═════ DATASET ROWS

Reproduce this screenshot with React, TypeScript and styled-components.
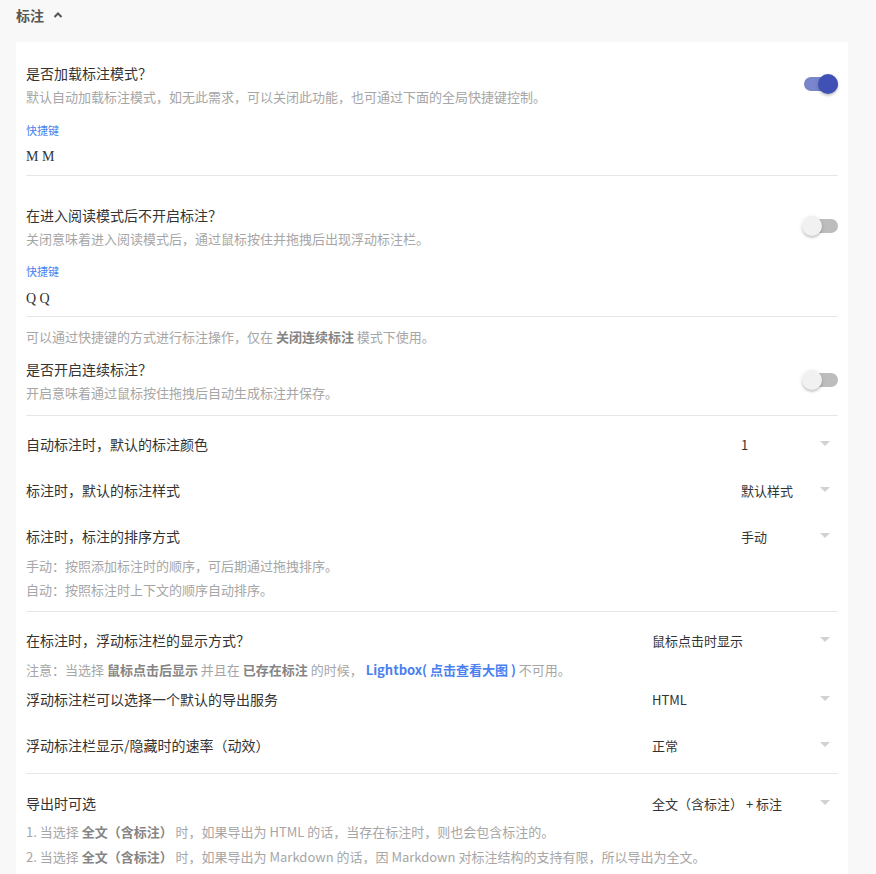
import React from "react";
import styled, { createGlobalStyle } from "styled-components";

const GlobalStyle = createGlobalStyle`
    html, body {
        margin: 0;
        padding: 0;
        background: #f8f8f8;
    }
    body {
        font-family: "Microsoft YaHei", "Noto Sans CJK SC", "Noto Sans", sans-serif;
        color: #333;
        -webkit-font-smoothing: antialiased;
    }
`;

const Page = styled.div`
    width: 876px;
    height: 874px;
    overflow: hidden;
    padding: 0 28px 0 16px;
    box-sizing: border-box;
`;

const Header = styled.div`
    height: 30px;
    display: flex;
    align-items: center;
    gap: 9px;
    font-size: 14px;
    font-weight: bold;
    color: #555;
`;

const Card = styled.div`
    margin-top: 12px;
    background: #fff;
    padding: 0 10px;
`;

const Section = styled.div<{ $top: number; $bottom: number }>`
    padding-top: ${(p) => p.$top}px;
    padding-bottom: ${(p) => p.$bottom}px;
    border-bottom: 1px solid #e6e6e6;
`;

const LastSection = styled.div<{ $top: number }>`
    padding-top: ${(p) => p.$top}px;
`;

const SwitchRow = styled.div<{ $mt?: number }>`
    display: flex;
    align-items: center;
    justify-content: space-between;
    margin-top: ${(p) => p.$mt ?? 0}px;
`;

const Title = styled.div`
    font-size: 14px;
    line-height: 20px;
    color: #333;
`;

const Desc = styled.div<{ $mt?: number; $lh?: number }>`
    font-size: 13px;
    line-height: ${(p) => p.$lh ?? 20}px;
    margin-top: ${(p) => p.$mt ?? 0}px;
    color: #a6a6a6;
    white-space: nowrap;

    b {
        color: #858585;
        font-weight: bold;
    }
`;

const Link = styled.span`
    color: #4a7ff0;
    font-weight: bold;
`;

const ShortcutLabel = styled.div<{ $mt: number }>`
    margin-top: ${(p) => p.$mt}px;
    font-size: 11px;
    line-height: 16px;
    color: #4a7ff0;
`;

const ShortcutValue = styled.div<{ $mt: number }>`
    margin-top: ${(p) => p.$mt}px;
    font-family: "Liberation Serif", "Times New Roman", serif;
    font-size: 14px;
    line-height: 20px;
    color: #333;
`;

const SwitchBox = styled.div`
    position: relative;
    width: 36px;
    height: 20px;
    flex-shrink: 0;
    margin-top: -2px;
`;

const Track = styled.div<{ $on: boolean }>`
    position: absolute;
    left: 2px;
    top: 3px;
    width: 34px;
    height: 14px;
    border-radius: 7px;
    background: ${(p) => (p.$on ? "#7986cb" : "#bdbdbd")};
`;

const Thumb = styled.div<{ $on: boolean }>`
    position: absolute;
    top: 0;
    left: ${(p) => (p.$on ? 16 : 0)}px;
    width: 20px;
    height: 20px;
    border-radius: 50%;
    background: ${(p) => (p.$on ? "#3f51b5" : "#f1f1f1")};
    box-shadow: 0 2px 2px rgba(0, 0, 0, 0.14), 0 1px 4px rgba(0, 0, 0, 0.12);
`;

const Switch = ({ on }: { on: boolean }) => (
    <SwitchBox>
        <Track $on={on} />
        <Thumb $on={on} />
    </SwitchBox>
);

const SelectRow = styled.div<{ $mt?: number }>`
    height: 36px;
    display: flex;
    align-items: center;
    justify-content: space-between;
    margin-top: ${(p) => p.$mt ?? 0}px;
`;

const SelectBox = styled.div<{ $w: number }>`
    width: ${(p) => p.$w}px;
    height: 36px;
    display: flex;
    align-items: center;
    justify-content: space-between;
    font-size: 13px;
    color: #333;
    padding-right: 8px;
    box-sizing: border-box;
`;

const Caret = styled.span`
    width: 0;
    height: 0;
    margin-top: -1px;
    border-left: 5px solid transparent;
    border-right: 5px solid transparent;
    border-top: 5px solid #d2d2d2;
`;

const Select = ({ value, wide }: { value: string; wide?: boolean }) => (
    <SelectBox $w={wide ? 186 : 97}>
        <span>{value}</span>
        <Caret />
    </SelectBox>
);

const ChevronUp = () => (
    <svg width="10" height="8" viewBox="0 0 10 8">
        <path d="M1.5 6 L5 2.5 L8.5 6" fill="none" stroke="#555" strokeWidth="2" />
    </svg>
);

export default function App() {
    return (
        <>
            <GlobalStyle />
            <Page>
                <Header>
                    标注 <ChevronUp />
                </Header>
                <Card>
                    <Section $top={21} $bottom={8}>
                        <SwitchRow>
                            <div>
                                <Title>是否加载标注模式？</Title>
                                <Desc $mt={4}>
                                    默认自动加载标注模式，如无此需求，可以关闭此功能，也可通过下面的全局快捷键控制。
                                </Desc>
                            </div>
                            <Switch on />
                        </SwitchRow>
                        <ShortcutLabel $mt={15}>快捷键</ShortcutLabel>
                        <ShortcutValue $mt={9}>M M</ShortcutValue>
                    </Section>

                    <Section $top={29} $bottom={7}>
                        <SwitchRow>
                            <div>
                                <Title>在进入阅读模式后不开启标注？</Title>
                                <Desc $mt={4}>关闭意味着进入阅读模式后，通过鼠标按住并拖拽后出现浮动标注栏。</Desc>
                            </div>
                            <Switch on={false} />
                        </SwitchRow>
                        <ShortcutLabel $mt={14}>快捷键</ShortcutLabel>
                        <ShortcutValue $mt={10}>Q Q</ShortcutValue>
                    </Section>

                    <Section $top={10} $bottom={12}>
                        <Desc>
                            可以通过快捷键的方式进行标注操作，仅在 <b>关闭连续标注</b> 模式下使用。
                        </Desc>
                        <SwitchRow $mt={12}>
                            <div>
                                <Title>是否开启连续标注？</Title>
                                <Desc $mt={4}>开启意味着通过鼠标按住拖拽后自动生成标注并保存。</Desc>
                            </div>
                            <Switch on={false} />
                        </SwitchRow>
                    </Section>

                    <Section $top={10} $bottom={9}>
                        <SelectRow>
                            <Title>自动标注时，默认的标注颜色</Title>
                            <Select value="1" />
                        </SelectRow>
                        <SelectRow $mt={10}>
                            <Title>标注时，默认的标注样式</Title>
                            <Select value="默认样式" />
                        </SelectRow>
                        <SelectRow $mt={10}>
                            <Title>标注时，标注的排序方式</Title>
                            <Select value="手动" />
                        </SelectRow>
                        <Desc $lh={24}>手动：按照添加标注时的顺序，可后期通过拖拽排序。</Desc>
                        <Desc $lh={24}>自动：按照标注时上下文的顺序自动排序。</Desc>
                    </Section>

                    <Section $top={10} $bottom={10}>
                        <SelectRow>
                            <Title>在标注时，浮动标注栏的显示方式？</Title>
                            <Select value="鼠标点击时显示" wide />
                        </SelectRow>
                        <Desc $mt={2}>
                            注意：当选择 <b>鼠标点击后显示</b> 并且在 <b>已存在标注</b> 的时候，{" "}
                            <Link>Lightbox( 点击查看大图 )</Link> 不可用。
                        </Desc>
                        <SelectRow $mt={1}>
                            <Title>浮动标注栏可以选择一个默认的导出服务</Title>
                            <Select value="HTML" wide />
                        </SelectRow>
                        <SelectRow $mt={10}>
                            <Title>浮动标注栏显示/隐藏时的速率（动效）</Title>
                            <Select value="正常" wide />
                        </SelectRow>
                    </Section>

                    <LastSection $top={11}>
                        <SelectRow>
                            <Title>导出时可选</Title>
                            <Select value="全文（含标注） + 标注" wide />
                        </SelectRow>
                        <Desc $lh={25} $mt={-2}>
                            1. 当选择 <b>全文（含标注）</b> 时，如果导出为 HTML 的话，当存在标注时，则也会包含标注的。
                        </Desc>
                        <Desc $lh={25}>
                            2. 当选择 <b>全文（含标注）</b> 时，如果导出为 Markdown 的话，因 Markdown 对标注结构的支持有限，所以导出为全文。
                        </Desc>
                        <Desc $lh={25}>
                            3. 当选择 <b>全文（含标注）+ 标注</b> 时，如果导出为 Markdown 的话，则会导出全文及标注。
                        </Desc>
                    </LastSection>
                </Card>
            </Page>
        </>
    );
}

══════════
═════ DATASET ROWS

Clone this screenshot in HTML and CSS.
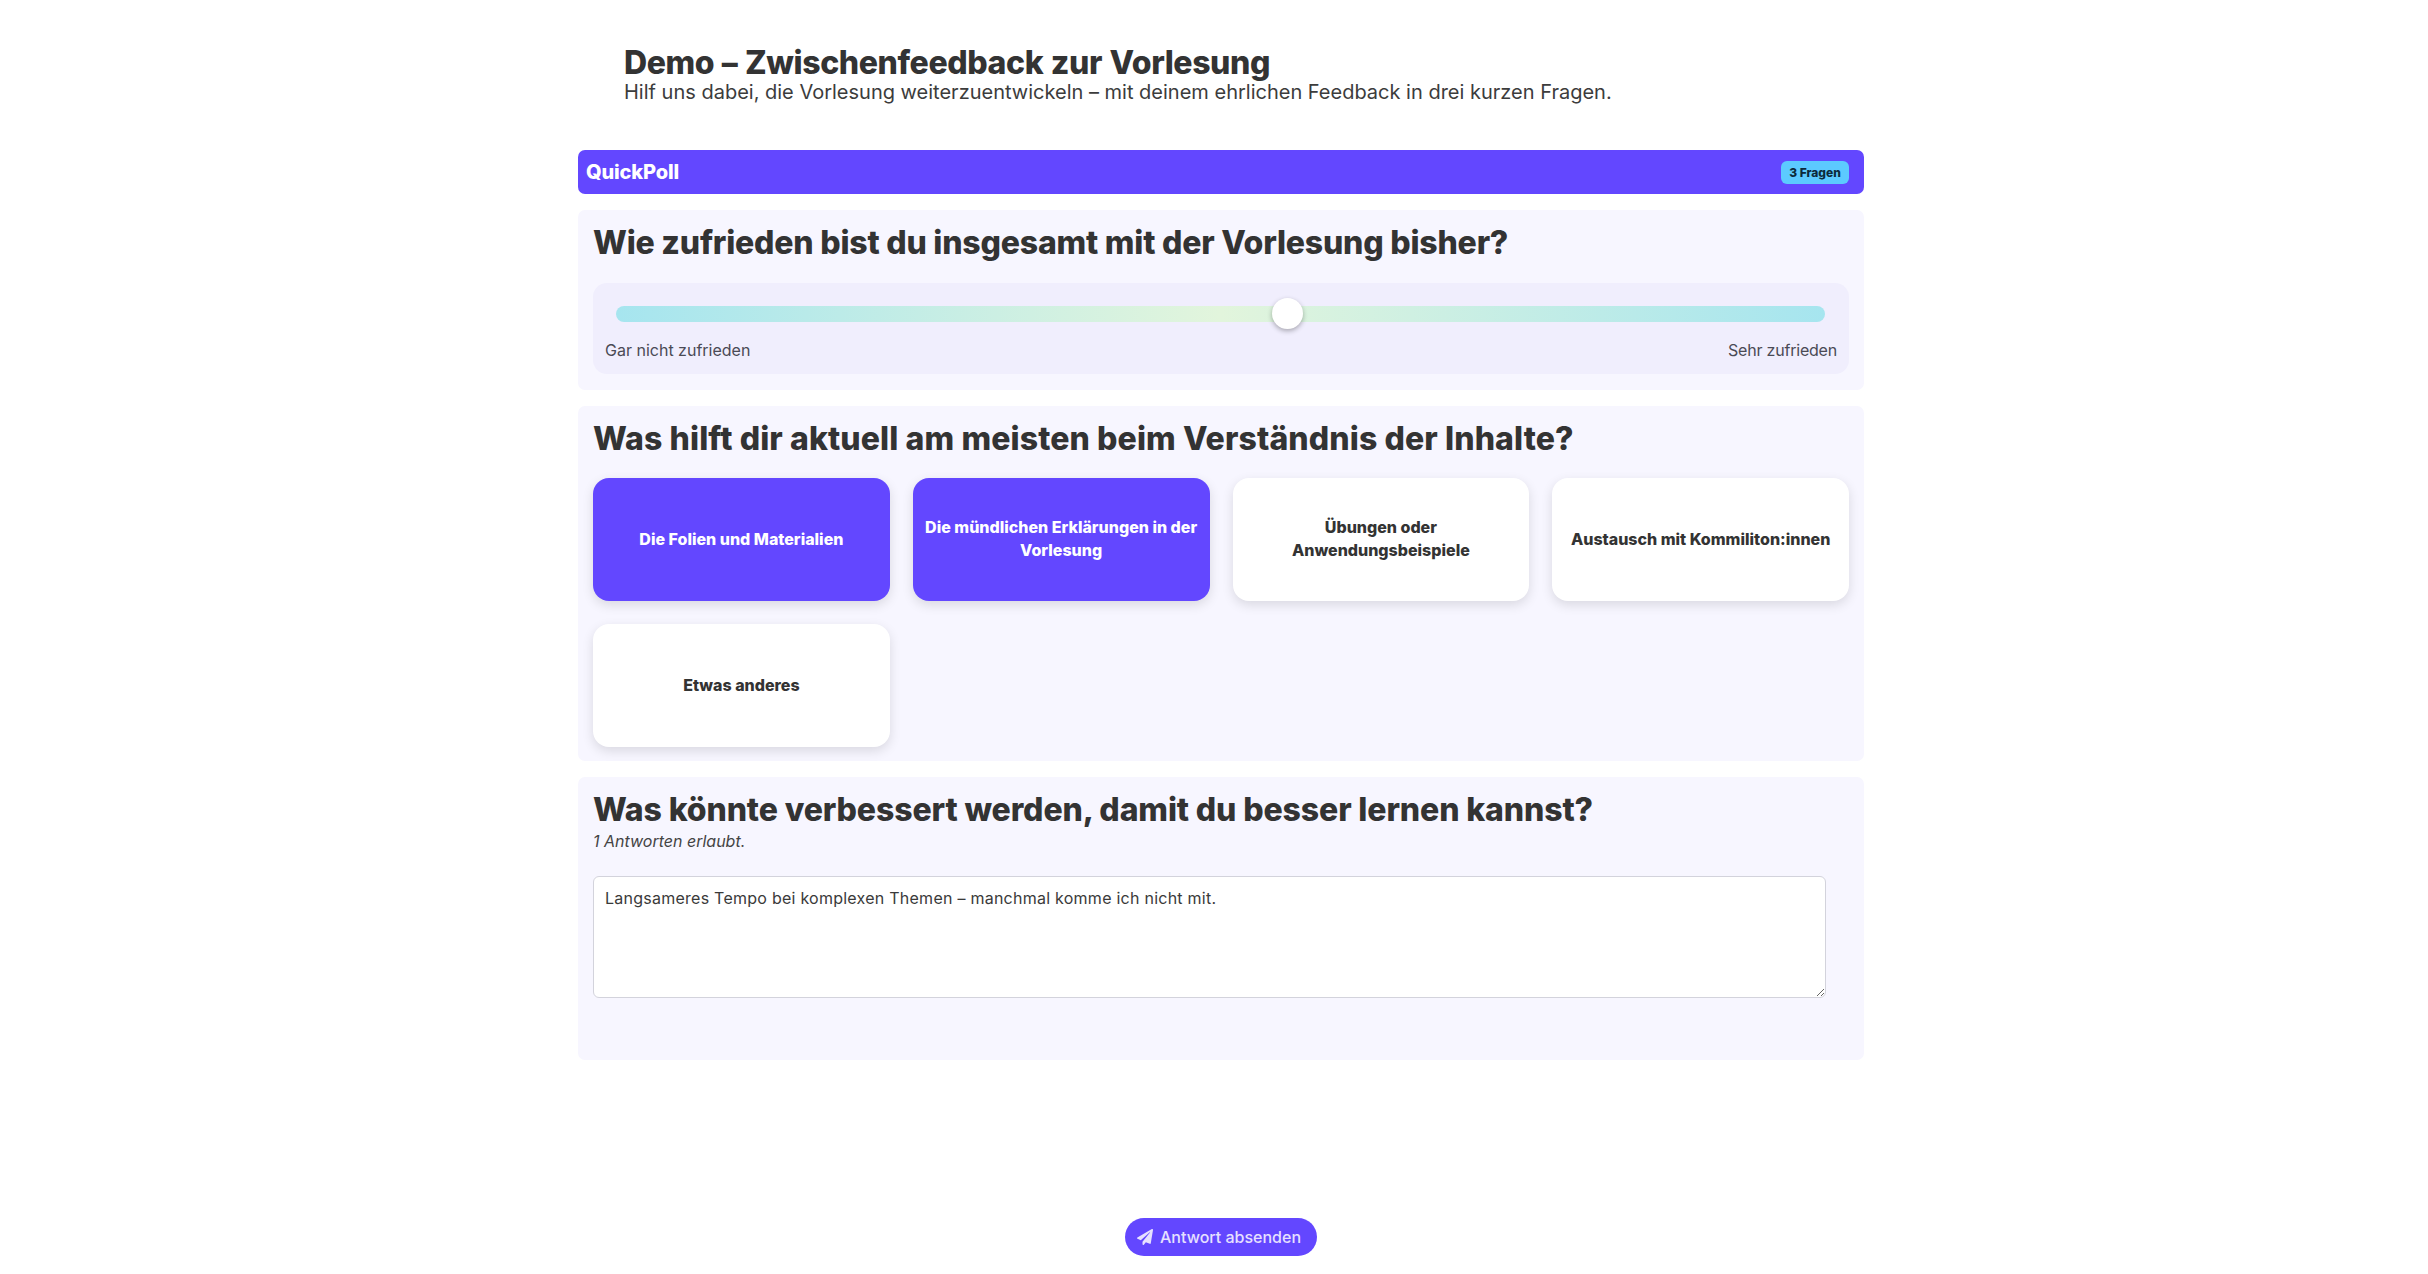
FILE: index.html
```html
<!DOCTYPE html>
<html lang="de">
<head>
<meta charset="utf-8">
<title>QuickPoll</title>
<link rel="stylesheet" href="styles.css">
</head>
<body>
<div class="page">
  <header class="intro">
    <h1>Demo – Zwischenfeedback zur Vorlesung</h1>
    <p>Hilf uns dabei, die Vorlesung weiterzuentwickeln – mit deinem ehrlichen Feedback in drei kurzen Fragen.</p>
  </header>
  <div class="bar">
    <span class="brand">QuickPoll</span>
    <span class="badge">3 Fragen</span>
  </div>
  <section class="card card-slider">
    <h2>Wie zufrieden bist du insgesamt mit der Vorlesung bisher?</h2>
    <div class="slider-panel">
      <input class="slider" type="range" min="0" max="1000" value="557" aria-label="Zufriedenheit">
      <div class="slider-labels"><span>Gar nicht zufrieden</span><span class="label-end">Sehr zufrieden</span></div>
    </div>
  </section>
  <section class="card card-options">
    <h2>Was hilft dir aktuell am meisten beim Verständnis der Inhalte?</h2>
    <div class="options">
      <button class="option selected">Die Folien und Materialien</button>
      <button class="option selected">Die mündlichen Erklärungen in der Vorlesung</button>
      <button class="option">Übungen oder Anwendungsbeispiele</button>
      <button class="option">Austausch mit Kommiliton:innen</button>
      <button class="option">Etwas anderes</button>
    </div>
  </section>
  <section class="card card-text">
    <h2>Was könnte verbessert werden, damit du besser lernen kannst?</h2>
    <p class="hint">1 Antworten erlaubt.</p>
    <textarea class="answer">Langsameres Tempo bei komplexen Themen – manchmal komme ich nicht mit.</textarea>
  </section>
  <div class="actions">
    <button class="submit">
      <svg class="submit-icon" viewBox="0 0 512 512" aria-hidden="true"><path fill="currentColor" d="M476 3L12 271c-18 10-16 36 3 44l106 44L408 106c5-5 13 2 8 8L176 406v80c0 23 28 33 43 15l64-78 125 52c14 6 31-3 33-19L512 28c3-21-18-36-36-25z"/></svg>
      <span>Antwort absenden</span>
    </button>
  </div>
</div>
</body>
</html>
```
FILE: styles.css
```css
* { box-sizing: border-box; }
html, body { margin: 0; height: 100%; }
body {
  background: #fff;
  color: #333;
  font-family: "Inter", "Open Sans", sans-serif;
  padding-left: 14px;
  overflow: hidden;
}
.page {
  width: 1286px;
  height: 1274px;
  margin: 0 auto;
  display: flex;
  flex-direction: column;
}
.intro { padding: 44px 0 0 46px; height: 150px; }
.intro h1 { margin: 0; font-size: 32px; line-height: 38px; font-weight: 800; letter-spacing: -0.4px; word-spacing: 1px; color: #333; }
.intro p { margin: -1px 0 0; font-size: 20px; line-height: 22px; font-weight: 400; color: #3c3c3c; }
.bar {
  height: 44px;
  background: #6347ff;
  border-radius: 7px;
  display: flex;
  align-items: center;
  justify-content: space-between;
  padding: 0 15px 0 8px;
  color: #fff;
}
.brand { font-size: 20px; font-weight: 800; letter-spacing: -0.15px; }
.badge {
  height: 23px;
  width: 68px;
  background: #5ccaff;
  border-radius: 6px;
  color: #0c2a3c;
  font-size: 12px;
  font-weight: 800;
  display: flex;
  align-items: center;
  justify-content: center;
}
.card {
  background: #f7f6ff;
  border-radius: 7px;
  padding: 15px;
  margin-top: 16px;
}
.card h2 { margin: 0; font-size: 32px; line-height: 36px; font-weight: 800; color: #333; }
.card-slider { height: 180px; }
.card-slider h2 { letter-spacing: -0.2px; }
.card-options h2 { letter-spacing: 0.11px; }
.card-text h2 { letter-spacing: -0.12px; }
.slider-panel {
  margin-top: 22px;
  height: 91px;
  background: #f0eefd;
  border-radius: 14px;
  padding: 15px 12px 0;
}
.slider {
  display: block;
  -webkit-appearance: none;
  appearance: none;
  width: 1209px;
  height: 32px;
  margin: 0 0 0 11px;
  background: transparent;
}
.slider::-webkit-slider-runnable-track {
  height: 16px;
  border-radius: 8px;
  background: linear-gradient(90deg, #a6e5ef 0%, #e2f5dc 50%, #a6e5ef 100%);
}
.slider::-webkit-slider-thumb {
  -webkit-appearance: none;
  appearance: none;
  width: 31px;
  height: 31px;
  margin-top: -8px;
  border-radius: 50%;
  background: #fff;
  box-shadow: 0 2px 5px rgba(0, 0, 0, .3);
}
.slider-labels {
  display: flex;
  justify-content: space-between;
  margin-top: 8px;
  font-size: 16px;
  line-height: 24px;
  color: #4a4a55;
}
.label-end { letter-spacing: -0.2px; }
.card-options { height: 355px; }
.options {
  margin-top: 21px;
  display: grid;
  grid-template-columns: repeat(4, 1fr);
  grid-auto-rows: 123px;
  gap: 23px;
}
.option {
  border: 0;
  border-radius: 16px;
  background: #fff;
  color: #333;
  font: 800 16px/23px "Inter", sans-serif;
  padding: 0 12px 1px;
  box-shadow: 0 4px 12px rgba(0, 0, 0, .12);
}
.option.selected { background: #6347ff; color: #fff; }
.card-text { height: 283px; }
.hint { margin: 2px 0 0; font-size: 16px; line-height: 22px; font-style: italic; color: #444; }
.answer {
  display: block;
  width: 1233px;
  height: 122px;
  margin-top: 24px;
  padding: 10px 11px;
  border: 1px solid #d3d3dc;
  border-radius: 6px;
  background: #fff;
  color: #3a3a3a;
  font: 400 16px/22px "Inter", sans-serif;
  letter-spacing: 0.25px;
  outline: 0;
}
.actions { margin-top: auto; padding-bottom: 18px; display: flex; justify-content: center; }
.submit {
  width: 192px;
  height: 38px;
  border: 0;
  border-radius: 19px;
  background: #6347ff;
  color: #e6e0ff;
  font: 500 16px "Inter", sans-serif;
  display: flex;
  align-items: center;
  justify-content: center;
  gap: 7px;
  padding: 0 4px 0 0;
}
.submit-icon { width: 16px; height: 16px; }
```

══════════

> **WHAT IS EXPECTED**: List each line holding the string "React".

> **SOLVED EXERCISE**:
Reproduce this screenshot with React, TypeScript and styled-components.
import React from "react";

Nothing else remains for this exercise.